Whatever the reason, apparently that nouveau riche brand of thinking makes me look cluttered and also older…but I’m not super sure I think that’s a bad thing.
Because I’m approaching the womanly “expiration date” of 30, I’ve been contemplating my age more in terms of how I look rather than in terms of what I’ve accomplished lately. “Does this make me look old, are my forehead lines more or less prominent today, is this outfit too young for me,” et cetera. I’ve looked older than I actually am since I could use the potty by myself, and although I can’t say I ever really appreciated being mistaken for my mom’s sister (what”>, or my dad’s wife (ICK“> during my teen years, it’s no longer as fun a talking point. So I make it fun.
I figure, I’m already a Kooky Aunt™, why wait to dress like it? I’m wearing sitcom-wife leopard print pants, boots and sunglasses from Torrid, my trusty Scala fedora with a few different flowery accessories, and everything else is a mix of secondhand, Ross, and TJ Maxx wear. Did you know TJ Maxx has an online store? I didn’t. And that knowledge should not have been made available to me. Because I’m in collection mode constantly. My resume is just the words “Will work for statement rings” over and over again.

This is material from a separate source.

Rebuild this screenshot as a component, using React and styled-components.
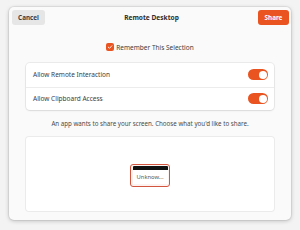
import styled, { createGlobalStyle } from "styled-components";

const GlobalStyle = createGlobalStyle`
  html, body {
    margin: 0;
    padding: 0;
    background: #f3f3f3;
  }
  body {
    font-family: "Noto Sans", "Open Sans", sans-serif;
    color: #3d3d3d;
  }
`;

const Page = styled.div`
  width: 300px;
  height: 230px;
  padding: 7px 9px 10px;
  box-sizing: border-box;
`;

const Dialog = styled.div`
  width: 282px;
  height: 213px;
  background: #fafafa;
  border-radius: 5px;
  box-shadow: 0 1px 4px rgba(0, 0, 0, 0.22), 0 0 0 1px rgba(0, 0, 0, 0.05);
  display: flex;
  flex-direction: column;
  box-sizing: border-box;
`;

const HeaderBar = styled.div`
  display: flex;
  align-items: center;
  justify-content: space-between;
  padding: 2px 2px 0 3px;
  height: 17px;
`;

const HeaderButton = styled.button`
  border: none;
  border-radius: 3px;
  height: 15px;
  padding: 0 ${(p) => (p.$wide ? "7px" : "6px")};
  font-family: inherit;
  font-size: 6.3px;
  font-weight: 700;
  background: ${(p) => (p.$primary ? "#e95420" : "#e6e6e6")};
  color: ${(p) => (p.$primary ? "#ffffff" : "#3d3d3d")};
  width: ${(p) => (p.$primary ? "31px" : "33px")};
`;

const Title = styled.div`
  font-size: 6.6px;
  font-weight: 700;
  color: #2e2e2e;
`;

const Body = styled.div`
  flex: 1;
  display: flex;
  flex-direction: column;
  padding: 0 17px 9px;
`;

const CheckRow = styled.label`
  display: flex;
  align-items: center;
  justify-content: center;
  gap: 2px;
  margin-top: 16px;
  font-size: 6.5px;
  height: 10px;
`;

const CheckBox = styled.span`
  width: 8px;
  height: 8px;
  border-radius: 2px;
  background: #e95420;
  display: flex;
  align-items: center;
  justify-content: center;
`;

const ListBox = styled.div`
  margin-top: 11px;
  background: #ffffff;
  border-radius: 4px;
  box-shadow: 0 0 0 1px rgba(0, 0, 0, 0.06), 0 1px 2px rgba(0, 0, 0, 0.08);
  display: flex;
  flex-direction: column;
`;

const ListRow = styled.div`
  height: 23.5px;
  display: flex;
  align-items: center;
  justify-content: space-between;
  padding: 0 6px 0 7px;
  font-size: 6.5px;
  border-top: ${(p) => (p.$first ? "none" : "1px solid #ececec")};
  box-sizing: border-box;
`;

const Toggle = styled.span`
  width: 20px;
  height: 11px;
  border-radius: 6px;
  background: #e95420;
  display: flex;
  align-items: center;
  justify-content: flex-end;
  padding: 1.5px;
  box-sizing: border-box;
`;

const Knob = styled.span`
  width: 8px;
  height: 8px;
  border-radius: 50%;
  background: #ffffff;
`;

const Hint = styled.div`
  text-align: center;
  font-size: 6.2px;
  color: #4a4a4a;
  margin-top: 9px;
`;

const SourceBox = styled.div`
  margin-top: 9px;
  flex: 1;
  background: #ffffff;
  border-radius: 3px;
  box-shadow: 0 0 0 1px rgba(0, 0, 0, 0.06);
  display: flex;
  align-items: center;
  justify-content: center;
`;

const WindowThumb = styled.div`
  width: 40px;
  height: 23px;
  border: 1.5px solid #d1553f;
  border-radius: 3px;
  padding: 1.5px;
  box-sizing: border-box;
  background: #fdf4f2;
  display: flex;
  flex-direction: column;
  margin-top: 2px;
`;

const ThumbBar = styled.div`
  height: 4px;
  background: #111111;
  border-radius: 1px 1px 0 0;
`;

const ThumbLabel = styled.div`
  flex: 1;
  display: flex;
  align-items: center;
  justify-content: center;
  font-size: 5.8px;
  color: #555555;
  background: #ffffff;
`;

const Check = () => (
  <svg width="6" height="6" viewBox="0 0 12 12">
    <path d="M2.5 6.2 L5 8.6 L9.6 3.6" fill="none" stroke="#fff" strokeWidth="1.8" strokeLinecap="round" strokeLinejoin="round" />
  </svg>
);

const App = () => {
  return (
    <>
      <GlobalStyle />
      <Page>
        <Dialog>
          <HeaderBar>
            <HeaderButton>Cancel</HeaderButton>
            <Title>Remote Desktop</Title>
            <HeaderButton $primary>Share</HeaderButton>
          </HeaderBar>
          <Body>
            <CheckRow>
              <CheckBox><Check /></CheckBox>
              Remember This Selection
            </CheckRow>
            <ListBox>
              <ListRow $first>
                Allow Remote Interaction
                <Toggle><Knob /></Toggle>
              </ListRow>
              <ListRow>
                Allow Clipboard Access
                <Toggle><Knob /></Toggle>
              </ListRow>
            </ListBox>
            <Hint>An app wants to share your screen. Choose what you'd like to share.</Hint>
            <SourceBox>
              <WindowThumb>
                <ThumbBar />
                <ThumbLabel>Unknow...</ThumbLabel>
              </WindowThumb>
            </SourceBox>
          </Body>
        </Dialog>
      </Page>
    </>
  );
};

export default App;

So what’s the takeaway here?
Nothing I haven’t said before, only in the opposite direction. Just as I don’t feel like concerning myself with getting styled “too youthfully,” I’m also not concerned with dressing in a way that “ages” me. I’ll be 30, 40, 50, and so on no matter what I do, as long as nothing kills me first. Why waste the rest of my 20s walking a line between “These distressed shorts are too young” and “This all-dark makeup is too old?”